I am joyous when I see a work of art – a painting, a song, a dance, a poem, a movie, a child – and derive meaning from it and interpret it in a way that’s my own, yet in alignment with and an extension of the artist’s vision.
I am joyous witnessing nature in all its glory – a sunrise, a sunset, the moon, the stars, rain, wind, sand, forests, flowing rivers, oceans, mountains – and suddenly my troubles, my worries become microscopic in the mega theatre of creation.
And last but not the least, I am joyous when I wake up to a new day – a restart, a new beginning. Because I am grateful for life and for a family to share it with. Because for this brief moment, in this minuscule planet, on an average galaxy, in an unfathomable universe (in probably a sea of multi-verses), I am awake. I am mindful. I am conscious. I am living.

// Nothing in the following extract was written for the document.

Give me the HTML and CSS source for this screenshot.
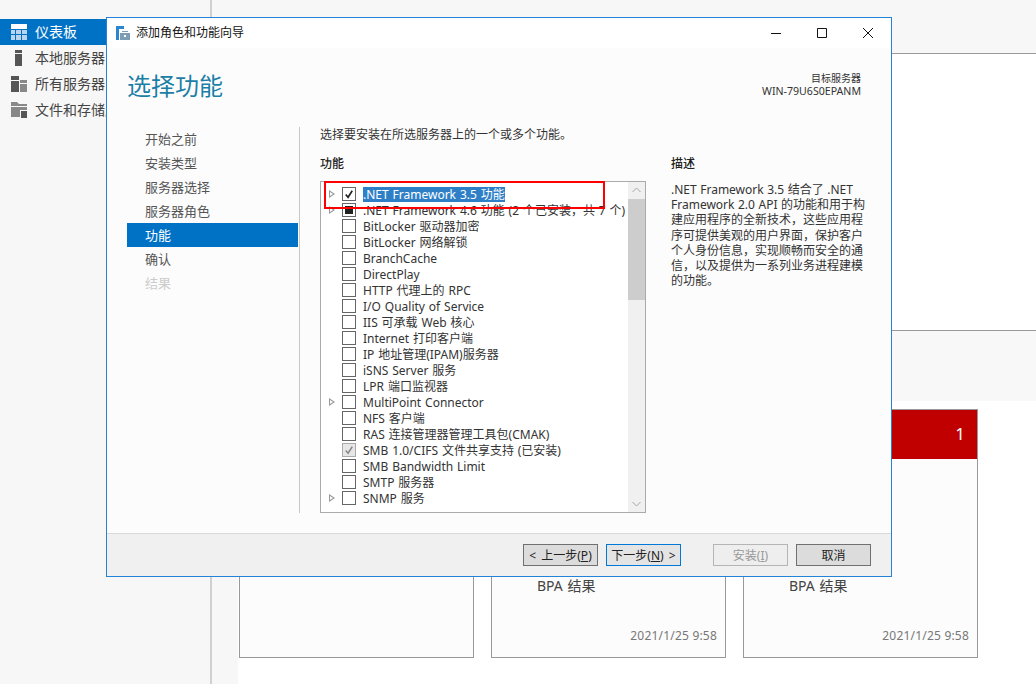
FILE: index.html
```html
<!DOCTYPE html>
<html lang="zh-CN">
<head>
<meta charset="utf-8">
<title>添加角色和功能向导</title>
<link rel="stylesheet" href="styles.css">
</head>
<body>
<div class="desktop">
  <aside class="side">
    <div class="side-item active"><svg class="side-icon" viewBox="0 0 16 16"><path fill="#fff" d="M0 0h16v5H0z"/><path fill="#b9d4ec" d="M0 6h4v4H0zM5 6h5v4H5zM11 6h5v4h-5zM0 11h4v5H0zM5 11h5v5H5zM11 11h5v5h-5z"/></svg><span>仪表板</span></div>
    <div class="side-item"><svg class="side-icon" viewBox="0 0 16 16"><path fill="#555" d="M4 0h7v3H4zM4 4h7v12H4z"/></svg><span>本地服务器</span></div>
    <div class="side-item"><svg class="side-icon" viewBox="0 0 16 16"><path fill="#555" d="M0 0h8v4H0zM0 5h8v11H0z"/><path fill="#888" d="M9 4h7v3H9zM9 8h7v8H9z"/></svg><span>所有服务器</span></div>
    <div class="side-item"><svg class="side-icon" viewBox="0 0 16 16"><path fill="#888" d="M0 0h6l2 2h8v2H0zM0 5h16v3H9v7H0z"/><path fill="#555" d="M10 9h6v7h-6z"/></svg><span>文件和存储服务</span></div>
  </aside>
  <div class="side-rule"></div>
  <main class="page">
    <div class="page-top"></div>
    <div class="page-white"></div>
    <div class="page-band"></div>
    <div class="cards">
      <div class="card"></div>
      <div class="card"><div class="card-head"></div><div class="card-line">BPA 结果</div><div class="card-time">2021/1/25 9:58</div></div>
      <div class="card"><div class="card-head alert"><span>1</span></div><div class="card-line">BPA 结果</div><div class="card-time">2021/1/25 9:58</div></div>
    </div>
  </main>

  <section class="dialog">
    <header class="titlebar">
      <svg class="app-icon" viewBox="0 0 14 14"><path fill="#2b86d0" d="M0 0h8v3H3v11H0z"/><path fill="#7d9db5" d="M4 7h10v7H4z"/><path fill="#7d9db5" d="M6 5h6v1H6z"/><path fill="#fff" d="M8 9h2v2H8z"/></svg>
      <span class="title-text">添加角色和功能向导</span>
      <div class="win-controls">
        <svg class="win-btn" viewBox="0 0 12 12"><path d="M1 6.5h10" stroke="#111" fill="none"/></svg>
        <svg class="win-btn" viewBox="0 0 12 12"><path d="M1.5 1.5h9v9h-9z" stroke="#111" fill="none"/></svg>
        <svg class="win-btn" viewBox="0 0 12 12"><path d="M1 1l10 10M11 1L1 11" stroke="#111" fill="none"/></svg>
      </div>
    </header>
    <div class="dlg-body">
      <div class="dlg-head">
        <h1 class="dlg-title">选择功能</h1>
        <div class="target"><div class="target-label">目标服务器</div><div class="target-name">WIN-79U6S0EPANM</div></div>
      </div>
      <div class="dlg-main">
        <nav class="steps">
          <div class="step">开始之前</div>
          <div class="step">安装类型</div>
          <div class="step">服务器选择</div>
          <div class="step">服务器角色</div>
          <div class="step current">功能</div>
          <div class="step">确认</div>
          <div class="step disabled">结果</div>
        </nav>
        <div class="content">
          <p class="intro">选择要安装在所选服务器上的一个或多个功能。</p>
          <div class="columns">
            <div class="col-list">
              <h2 class="col-title">功能</h2>
              <div class="listbox">
                <ul class="rows">
                  <li class="row"><i class="tw"></i><b class="cb"><svg viewBox="0 0 13 13"><path d="M3 7l2.5 3L10 3" stroke="#222" stroke-width="1.8" fill="none"/></svg></b><span class="sel">.NET Framework 3.5 功能</span></li>
                  <li class="row"><i class="tw"></i><b class="cb"><em class="part"></em></b><span>.NET Framework 4.6 功能 (2 个已安装，共 7 个)</span></li>
                  <li class="row"><i class="tw none"></i><b class="cb"></b><span>BitLocker 驱动器加密</span></li>
                  <li class="row"><i class="tw none"></i><b class="cb"></b><span>BitLocker 网络解锁</span></li>
                  <li class="row"><i class="tw none"></i><b class="cb"></b><span>BranchCache</span></li>
                  <li class="row"><i class="tw none"></i><b class="cb"></b><span>DirectPlay</span></li>
                  <li class="row"><i class="tw none"></i><b class="cb"></b><span>HTTP 代理上的 RPC</span></li>
                  <li class="row"><i class="tw none"></i><b class="cb"></b><span>I/O Quality of Service</span></li>
                  <li class="row"><i class="tw none"></i><b class="cb"></b><span>IIS 可承载 Web 核心</span></li>
                  <li class="row"><i class="tw none"></i><b class="cb"></b><span>Internet 打印客户端</span></li>
                  <li class="row"><i class="tw none"></i><b class="cb"></b><span>IP 地址管理(IPAM)服务器</span></li>
                  <li class="row"><i class="tw none"></i><b class="cb"></b><span>iSNS Server 服务</span></li>
                  <li class="row"><i class="tw none"></i><b class="cb"></b><span>LPR 端口监视器</span></li>
                  <li class="row"><i class="tw"></i><b class="cb"></b><span>MultiPoint Connector</span></li>
                  <li class="row"><i class="tw none"></i><b class="cb"></b><span>NFS 客户端</span></li>
                  <li class="row"><i class="tw none"></i><b class="cb"></b><span>RAS 连接管理器管理工具包(CMAK)</span></li>
                  <li class="row"><i class="tw none"></i><b class="cb locked"><svg viewBox="0 0 13 13"><path d="M3 7l2.5 3L10 3" stroke="#888" stroke-width="1.6" fill="none"/></svg></b><span>SMB 1.0/CIFS 文件共享支持 (已安装)</span></li>
                  <li class="row"><i class="tw none"></i><b class="cb"></b><span>SMB Bandwidth Limit</span></li>
                  <li class="row"><i class="tw none"></i><b class="cb"></b><span>SMTP 服务器</span></li>
                  <li class="row"><i class="tw"></i><b class="cb"></b><span>SNMP 服务</span></li>
                </ul>
                <div class="scroll">
                  <svg class="arrow" viewBox="0 0 16 17"><path d="M4 10l4-4 4 4" stroke="#a6a6a6" fill="none"/></svg>
                  <div class="thumb"></div>
                  <svg class="arrow end" viewBox="0 0 16 17"><path d="M4 7l4 4 4-4" stroke="#a6a6a6" fill="none"/></svg>
                </div>
                <div class="callout"></div>
              </div>
            </div>
            <div class="col-desc">
              <h2 class="col-title">描述</h2>
              <p class="desc">.NET Framework 3.5 结合了 .NET<br>Framework 2.0 API 的功能和用于构<br>建应用程序的全新技术，这些应用程<br>序可提供美观的用户界面，保护客户<br>个人身份信息，实现顺畅而安全的通<br>信，以及提供为一系列业务进程建模<br>的功能。</p>
            </div>
          </div>
        </div>
      </div>
    </div>
    <footer class="dlg-foot">
      <button class="btn">&lt; 上一步(<u>P</u>)</button>
      <button class="btn next">下一步(<u>N</u>) &gt;</button>
      <button class="btn off">安装(<u>I</u>)</button>
      <button class="btn cancel">取消</button>
    </footer>
  </section>
</div>
</body>
</html>
```
FILE: styles.css
```css
* { box-sizing: border-box; }
html, body { margin: 0; height: 100%; overflow: hidden; background: #fff; }
body { font-family: "Noto Sans", "Noto Sans CJK SC", sans-serif; font-size: 12px; color: #333; }
.desktop { position: relative; display: flex; width: 1036px; height: 684px; background: #fff; }

.side { width: 210px; flex: none; background: #f7f7f7; padding-top: 19px; }
.side-item { display: flex; align-items: center; height: 26px; padding-left: 11px; gap: 8px; font-size: 14px; color: #444; white-space: nowrap; overflow: hidden; }
.side-item span { margin-top: -2px; }
.side-item.active { background: #0072c6; color: #fff; }
.side-icon { width: 16px; height: 16px; flex: none; }
.side-rule { width: 2px; flex: none; background: #d0d0d0; }

.page { flex: 1; display: flex; flex-direction: column; background: #fff; border-left: 26px solid #f7f7f7; position: relative; }
.page-top { height: 54px; margin-left: -26px; background: #f7f7f7; border-bottom: 1px solid #999; }
.page-white { height: 277px; margin-left: -26px; background: #fff; border-bottom: 1px solid #999; }
.page-band { height: 70px; margin-left: -26px; background: #f8f8f8; }
.cards { display: flex; gap: 17px; padding: 8px 0 0 1px; }
.card { width: 235px; height: 249px; flex: none; border: 1px solid #999; background: #fcfcfc; position: relative; }
.card-head { height: 49px; }
.card-head.alert { background: #c00000; color: #fff; font-size: 17px; display: flex; align-items: center; justify-content: flex-end; padding: 0 12px 2px 0; }
.card-line { position: absolute; left: 45px; top: 166px; font-size: 14px; line-height: 20px; color: #444; word-spacing: 1px; }
.card-time { position: absolute; right: 8px; top: 217px; line-height: 18px; color: #777; letter-spacing: .2px; }

.dialog { position: absolute; left: 106px; top: 17px; width: 786px; height: 560px; border: 1px solid #2383d6; background: #fcfcfc; display: flex; flex-direction: column; }
.titlebar { height: 30px; flex: none; background: #fff; display: flex; align-items: center; padding-left: 9px; color: #111; }
.app-icon { width: 14px; height: 14px; margin-right: 6px; }
.title-text { line-height: 16px; }
.win-controls { margin-left: auto; display: flex; align-items: center; gap: 34px; padding-right: 17px; }
.win-btn { width: 12px; height: 12px; display: block; }

.dlg-body { flex: 1; min-height: 0; }
.dlg-head { height: 79px; display: flex; justify-content: space-between; padding: 21px 30px 0 20px; }
.dlg-title { margin: 0; font-size: 24px; font-weight: 400; line-height: 34px; color: #1b7ea6; }
.target { text-align: right; line-height: 13px; color: #333; padding-top: 3px; }
.target-label { font-size: 10px; }
.target-name { font-size: 10.6px; }

.dlg-main { display: flex; height: 386px; padding-left: 20px; }
.steps { width: 171px; flex: none; }
.step { height: 24px; line-height: 24px; padding-left: 18px; font-size: 13px; color: #555; }
.step.current { background: #0072c6; color: #fff; }
.step.disabled { color: #ccc; }

.content { flex: 1; margin-left: 1px; border-left: 1px solid #c8c8c8; padding-left: 20px; display: flex; flex-direction: column; }
.intro { margin: 0; height: 29px; line-height: 15px; }
.columns { display: flex; gap: 25px; flex: 1; min-height: 0; }
.col-list { width: 326px; flex: none; display: flex; flex-direction: column; }
.col-title { margin: 0; font-size: 12px; font-weight: 500; line-height: 16px; height: 25px; color: #222; }
.listbox { position: relative; height: 332px; border: 1px solid #aaa; background: #fff; display: flex; }
.rows { list-style: none; margin: 0; padding: 4px 0 0; flex: 1; min-width: 0; }
.row { display: flex; align-items: center; height: 16px; white-space: nowrap; color: #333; word-spacing: .75px; }
.tw { width: 0; height: 0; margin-left: 8px; flex: none; border-left: 6px solid #999; border-top: 4px solid transparent; border-bottom: 4px solid transparent; position: relative; }
.tw::after { content: ""; position: absolute; left: -5px; top: -2px; border-left: 3px solid #fff; border-top: 2px solid transparent; border-bottom: 2px solid transparent; }
.tw.none { visibility: hidden; }
.cb { width: 14px; height: 14px; margin-left: 7px; margin-right: 7px; flex: none; border: 1px solid #666; background: #fff; display: flex; align-items: center; justify-content: center; }
.cb svg { width: 12px; height: 12px; display: block; }
.cb.locked { background: #e6e6e6; border-color: #aaa; }
.part { display: block; width: 8px; height: 8px; background: #222; }
.sel { background: #2f7fc7; color: #fff; align-self: flex-start; height: 15px; margin-top: 1px; line-height: 16px; }
.scroll { width: 17px; flex: none; background: #f0f0f0; display: flex; flex-direction: column; }
.arrow { width: 17px; height: 17px; display: block; flex: none; }
.arrow.end { margin-top: auto; }
.thumb { height: 101px; background: #cdcdcd; }
.callout { position: absolute; left: 3px; top: -1px; width: 281px; height: 28px; border: 2px solid #f00; }

.col-desc { flex: 1; min-width: 0; }
.desc { margin: 0; padding-top: 1px; line-height: 15.2px; white-space: nowrap; color: #333; word-spacing: .4px; }

.dlg-foot { height: 43px; flex: none; margin-top: 20px; background: #f0f0f0; border-top: 1px solid #d9d9d9; display: flex; align-items: flex-start; padding: 10px 0 0 416px; }
.btn { width: 75px; height: 22px; flex: none; padding: 1px 0 0; margin: 0 8px 0 0; border: 1px solid #707070; background: #dcdcdc; font: inherit; color: #222; line-height: 18px; word-spacing: 2px; }
.btn.next { border-color: #0078d7; background: #e4e4e4; margin-right: 32px; }
.btn.off { border-color: #b5b5b5; background: #eee; color: #999; }
.btn.cancel { margin-right: 0; }
```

I am Joy.
I am still not done exploring the concept of joy, so I went ahead and started reading “The Book of JOY” where spiritual gurus, his holiness, the Dalai Lama and Archbishop Desmond Tutu explore this burning question – “How do we find joy in the face of life’s inevitable suffering?”
Just looking at their happy faces and the anticipation of reading a book which promises to be invaluable is bringing me immense joy 🙂
Here are a couple of gems that I have discovered so far:
- Joy is much bigger than happiness. While happiness is often seen as being dependent on external circumstances, joy is not.
- We are fragile creatures, and it is from this weakness, not despite it, that we discover the possibility of true joy.